I have seen with my own eyes a mothers unwillingness to believe her son was in the wrong when the evidence was glaringly not in the boys favor. She bought his obvious lie, because she just couldn’t believe he had the wrong-doing in him.
But he most certainly does have it in him. So do you. So do I.
I understand the temptation.
We want to think the best of our kids and we really don’t want to be embarrassed when they publicly sin in some way. I want to explain it away too.
It seems like a much better idea is to demonize and place blame on someone elses kid than to admit and then deal with my own child’s depravity. I get it. I struggle with it too.

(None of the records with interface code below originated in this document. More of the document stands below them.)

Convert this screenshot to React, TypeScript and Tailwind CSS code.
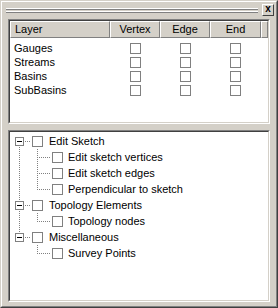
const tree = [
  { label: 'Edit Sketch', children: ['Edit sketch vertices', 'Edit sketch edges', 'Perpendicular to sketch'] },
  { label: 'Topology Elements', children: ['Topology nodes'] },
  { label: 'Miscellaneous', children: ['Survey Points'] },
];

const layers = ['Gauges', 'Streams', 'Basins', 'SubBasins'];

function Check() {
  return <span className="block w-[11px] h-[11px] border border-[#808080] bg-white shrink-0" />;
}

function Sunken({ className, children }: { className: string; children: React.ReactNode }) {
  return (
    <div className={`border border-t-[#808080] border-l-[#808080] border-b-white border-r-white ${className}`}>
      <div className="h-full border border-t-[#404040] border-l-[#404040] border-b-[#d4d0c8] border-r-[#d4d0c8] bg-white overflow-hidden">
        {children}
      </div>
    </div>
  );
}

function HeaderCell({ label, className }: { label: string; className: string }) {
  return (
    <div
      className={`h-full flex items-center border-t border-l border-t-white border-l-white border-b border-r border-b-[#808080] border-r-[#808080] ${className}`}
    >
      {label}
    </div>
  );
}

function RootGutter({ first, last }: { first: boolean; last: boolean }) {
  return (
    <svg width="22" height="16" className="shrink-0" shapeRendering="crispEdges">
      {!first && <line x1="9.5" y1="0" x2="9.5" y2="4" stroke="#808080" strokeDasharray="1 1" />}
      {!last && <line x1="9.5" y1="14" x2="9.5" y2="16" stroke="#808080" strokeDasharray="1 1" />}
      <rect x="5.5" y="4.5" width="8" height="8" fill="white" stroke="#808080" />
      <line x1="7" y1="8.5" x2="12" y2="8.5" stroke="black" />
      <line x1="15" y1="8.5" x2="21" y2="8.5" stroke="#808080" strokeDasharray="1 1" />
    </svg>
  );
}

function ChildGutter({ rootLine, lastChild }: { rootLine: boolean; lastChild: boolean }) {
  return (
    <svg width="42" height="16" className="shrink-0" shapeRendering="crispEdges">
      {rootLine && <line x1="9.5" y1="0" x2="9.5" y2="16" stroke="#808080" strokeDasharray="1 1" />}
      <line x1="27.5" y1="0" x2="27.5" y2={lastChild ? 9 : 16} stroke="#808080" strokeDasharray="1 1" />
      <line x1="29" y1="8.5" x2="41" y2="8.5" stroke="#808080" strokeDasharray="1 1" />
    </svg>
  );
}

export default function App() {
  return (
    <div
      className="w-[278px] h-[308px] bg-[#d4d0c8] text-black text-[11px] leading-none border border-t-[#d4d0c8] border-l-[#d4d0c8] border-b-[#404040] border-r-[#404040]"
      style={{ fontFamily: '"Liberation Sans", Arial, sans-serif' }}
    >
      <div className="h-full flex flex-col border border-t-white border-l-white border-b-[#808080] border-r-[#808080]">
        {/* Title grip */}
        <div className="mt-[2px] h-[12px] flex items-center pl-[4px] pr-[2px] gap-[4px]">
          <div className="flex-1 flex flex-col">
            <div className="h-px bg-white" />
            <div className="h-px bg-[#808080]" />
            <div className="h-px" />
            <div className="h-px bg-white" />
            <div className="h-px bg-[#808080]" />
          </div>
          <div className="w-[12px] h-[12px] border border-t-white border-l-white border-b-[#404040] border-r-[#404040] flex items-center justify-center text-[10px] font-bold leading-none pb-[2px]">
            x
          </div>
        </div>

        {/* Layer list */}
        <Sunken className="mt-[3px] ml-[6px] mr-[6px] h-[105px]">
          <div className="h-[17px] flex bg-[#d4d0c8]">
            <HeaderCell label="Layer" className="w-[100px] pl-[4px]" />
            <HeaderCell label="Vertex" className="w-[50px] justify-center" />
            <HeaderCell label="Edge" className="w-[50px] justify-center" />
            <HeaderCell label="End" className="w-[51px] justify-center" />
            <HeaderCell label="" className="flex-1" />
          </div>
          <div className="pt-[3px]">
            {layers.map((name) => (
              <div key={name} className="h-[14px] flex items-center">
                <div className="w-[100px] pl-[4px]">{name}</div>
                <div className="w-[50px] flex justify-center"><Check /></div>
                <div className="w-[50px] flex justify-center"><Check /></div>
                <div className="w-[51px] flex justify-center"><Check /></div>
              </div>
            ))}
          </div>
        </Sunken>

        {/* Snap tree */}
        <Sunken className="mt-[6px] ml-[6px] mr-[6px] h-[172px]">
          <div className="pt-[1px]">
            {tree.map((node, i) => {
              const lastRoot = i === tree.length - 1;
              return (
                <div key={node.label}>
                  <div className="h-4 flex items-center">
                    <RootGutter first={i === 0} last={lastRoot} />
                    <Check />
                    <span className="ml-[6px]">{node.label}</span>
                  </div>
                  {node.children.map((child, j) => (
                    <div key={child} className="h-4 flex items-center">
                      <ChildGutter rootLine={!lastRoot} lastChild={j === node.children.length - 1} />
                      <Check />
                      <span className="ml-[5px]">{child}</span>
                    </div>
                  ))}
                </div>
              );
            })}
          </div>
        </Sunken>
      </div>
    </div>
  );
}
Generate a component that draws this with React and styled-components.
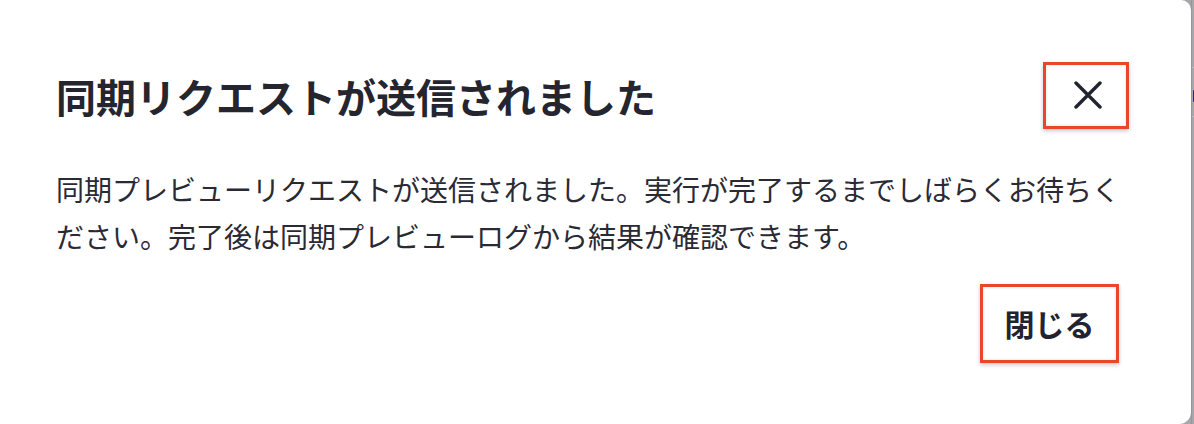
import styled, { createGlobalStyle } from "styled-components";

const GlobalStyle = createGlobalStyle`
  html, body {
    margin: 0;
    padding: 0;
    background: #a6a6ab;
    overflow: hidden;
  }
  * {
    box-sizing: border-box;
  }
`;

const CloseIcon = () => (
  <svg width="28" height="28" viewBox="0 0 28 28" fill="none">
    <path
      d="M2 2 L26 26 M26 2 L2 26"
      stroke="#23232f"
      strokeWidth="3.4"
      strokeLinecap="round"
    />
  </svg>
);

const App = () => {
  return (
    <>
      <GlobalStyle />
      <Screen>
        <Dialog>
          <Header>
            <Title>同期リクエストが送信されました</Title>
            <CloseButton aria-label="close">
              <CloseIcon />
            </CloseButton>
          </Header>
          <Message>
            同期プレビューリクエストが送信されました。実行が完了するまでしばらくお待ちください。完了後は同期プレビューログから結果が確認できます。
          </Message>
          <Footer>
            <TextButton>閉じる</TextButton>
          </Footer>
        </Dialog>
        <Backdrop>
          <Rule $top={67} />
          <Marker />
          <Rule $top={14} />
        </Backdrop>
      </Screen>
    </>
  );
};

const Screen = styled.div`
  display: flex;
  width: 1194px;
  height: 424px;
  background: #a6a6ab;
  font-family: "Noto Sans CJK JP", "Noto Sans", sans-serif;
  color: #23232f;
`;

const Dialog = styled.div`
  width: 1191px;
  height: 424px;
  background: #ffffff;
  border-radius: 0 10px 12px 0;
  padding: 62px 62px 0 56px;
  display: flex;
  flex-direction: column;
`;

const Header = styled.div`
  display: flex;
  align-items: center;
  justify-content: space-between;
  height: 67px;
`;

const Title = styled.h2`
  margin: 0;
  font-size: 40px;
  font-weight: 700;
  line-height: 56px;
  color: #25252f;
`;

const annotated = `
  border: 3px solid #e9472b;
  box-shadow: 0 2px 4px rgba(0, 0, 0, 0.22),
    inset 0 0 3px rgba(0, 0, 0, 0.14);
  background: #ffffff;
  cursor: pointer;
  display: flex;
  align-items: center;
  justify-content: center;
`;

const CloseButton = styled.button`
  ${annotated}
  width: 86px;
  height: 67px;
  padding: 0 0 1px 4px;
`;

const Message = styled.p`
  margin: 37px 0 0;
  font-size: 28px;
  line-height: 47px;
  font-weight: 400;
  color: #2a2a35;
`;

const Footer = styled.div`
  display: flex;
  justify-content: flex-end;
  padding-right: 10px;
  margin-top: 24px;
`;

const TextButton = styled.button`
  ${annotated}
  width: 139px;
  height: 79px;
  padding: 0 0 2px;
  font-family: "Noto Sans CJK JP", "Noto Sans", sans-serif;
  font-size: 30px;
  font-weight: 600;
  color: #23232f;
`;

const Backdrop = styled.div`
  flex: 1;
  display: flex;
  flex-direction: column;
  border-left: 1px solid #95959b;
`;

const Rule = styled.div`
  margin-top: ${(p) => p.$top}px;
  height: 1px;
  background: #b9b9be;
`;

const Marker = styled.div`
  margin-top: 22px;
  height: 12px;
  margin-left: 1px;
  background: #3a1b8c;
  border-radius: 6px 0 0 6px;
`;

export default App;
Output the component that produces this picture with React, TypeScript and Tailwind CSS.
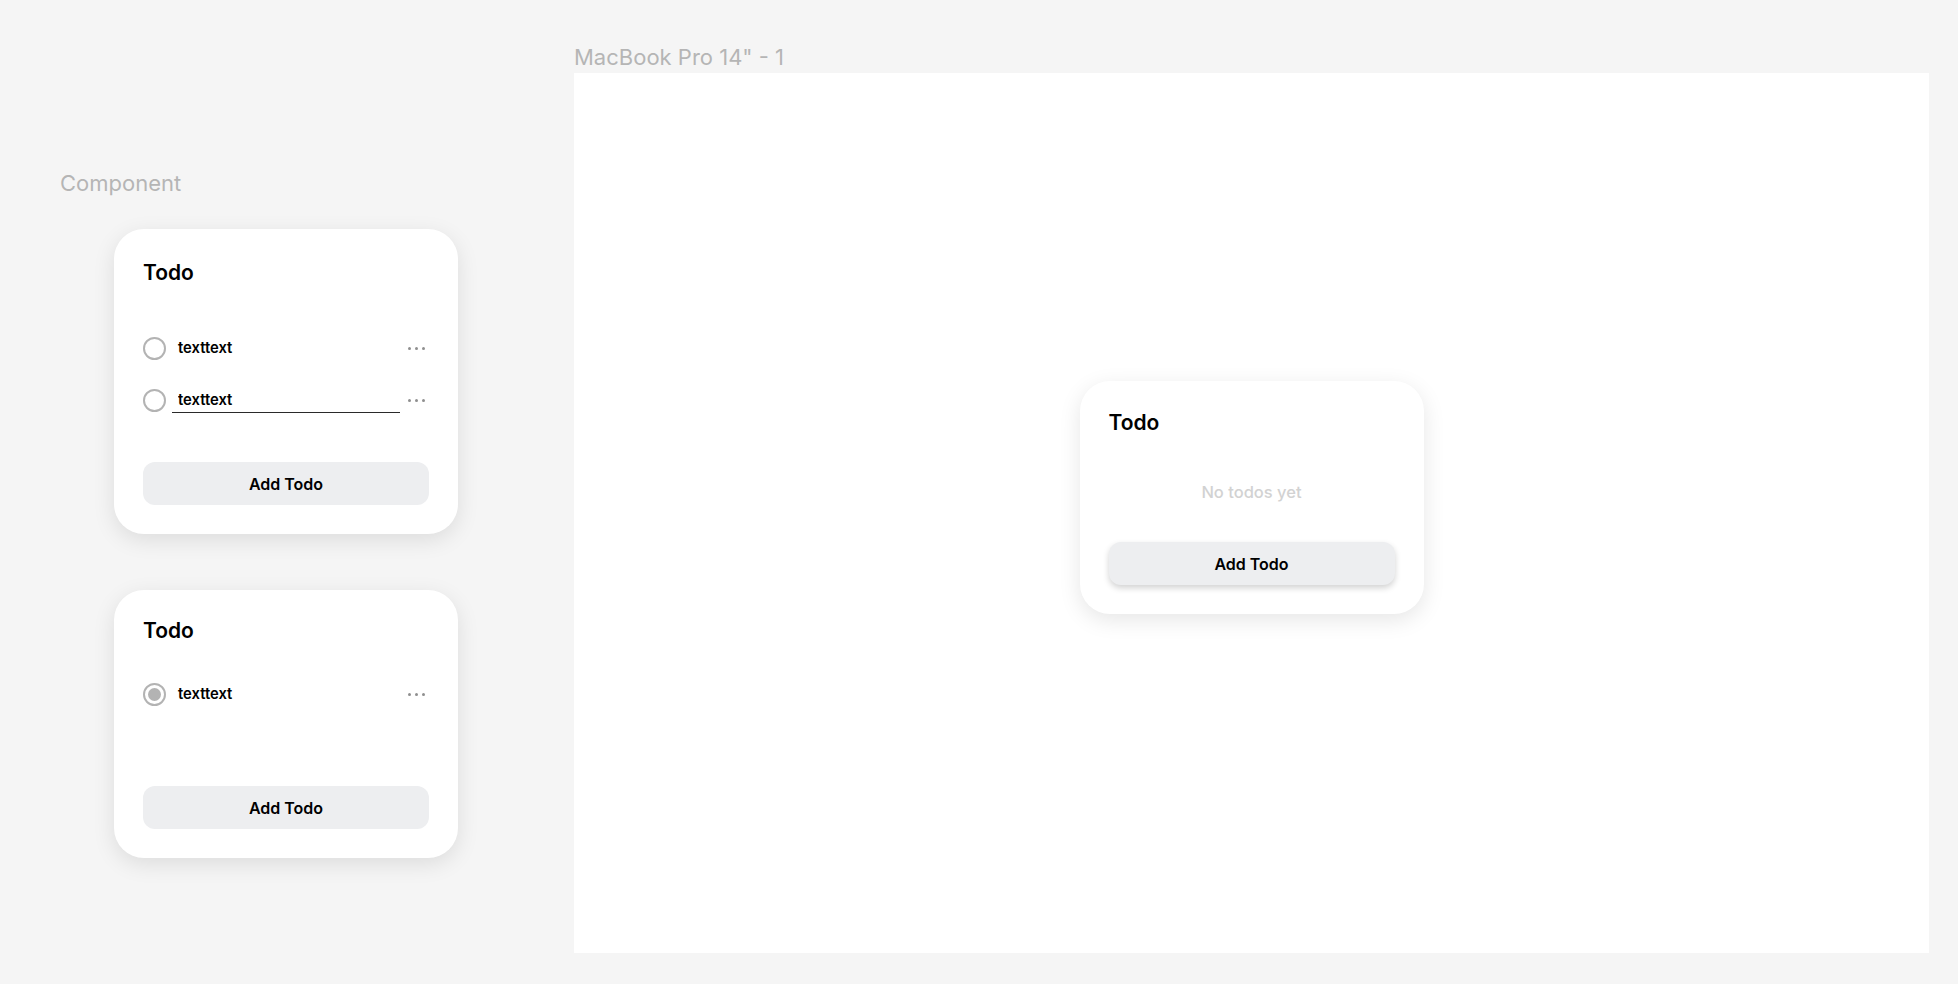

And you see this happen with what my dear friend has labelled the “tattle tale parent”. This is the parent who feels the need to tell you every little minor and major wrong-doing your child displayed in your bathroom-break absence. This parent wants to be sure that you know how poor your child is in comparison to theres without out-right saying it. We like to keep a tally of other kids wrong-doings in order to make ourselves feel better about our kid.
Don’t get me wrong if my kid has harmed your kid and no facilitation of reconciliation on your part has taken place, then by all means let me know. And you better believe that if my kid is an aggressor in some kind of conflict with someone elses child, it will be dealt with and not explained away with excuses like, he had too much sugar or she missed her nap or it had to be an accident.
For this reason though, I try not to tattle tale on kids in my care unless a fire literally needed to be put out or if 911 needed to be called. I will facilitate appropriate apologies and then forget about it. Because I refuse to give a run-down to you of every normal child misdemeanor (unless you ask) without ever mentioning my kids also.
Are we prepared for the reality that as our kids get older, their sin will probably become more severe? They will probably do terrible things. I know this, because I did terrible things. And I still do them sometimes.
They will let us down. And frankly we should expect them too. As much as we want to believe our children are little angels and quite frankly, much better than your kid. It’s just not true.
Mommy-dearest I know your heart is to see your child grow up unblemished by the ferocious temptations of this world. I desire that too. And so we should pray. But we pray knowing that consequences for sin is a way in which the Lord sharpens us and makes us more like Him.
So lets not be so startled when our kids do horrible things and look at it as an oppurtunity to show them the grace of Christ over and over and over again.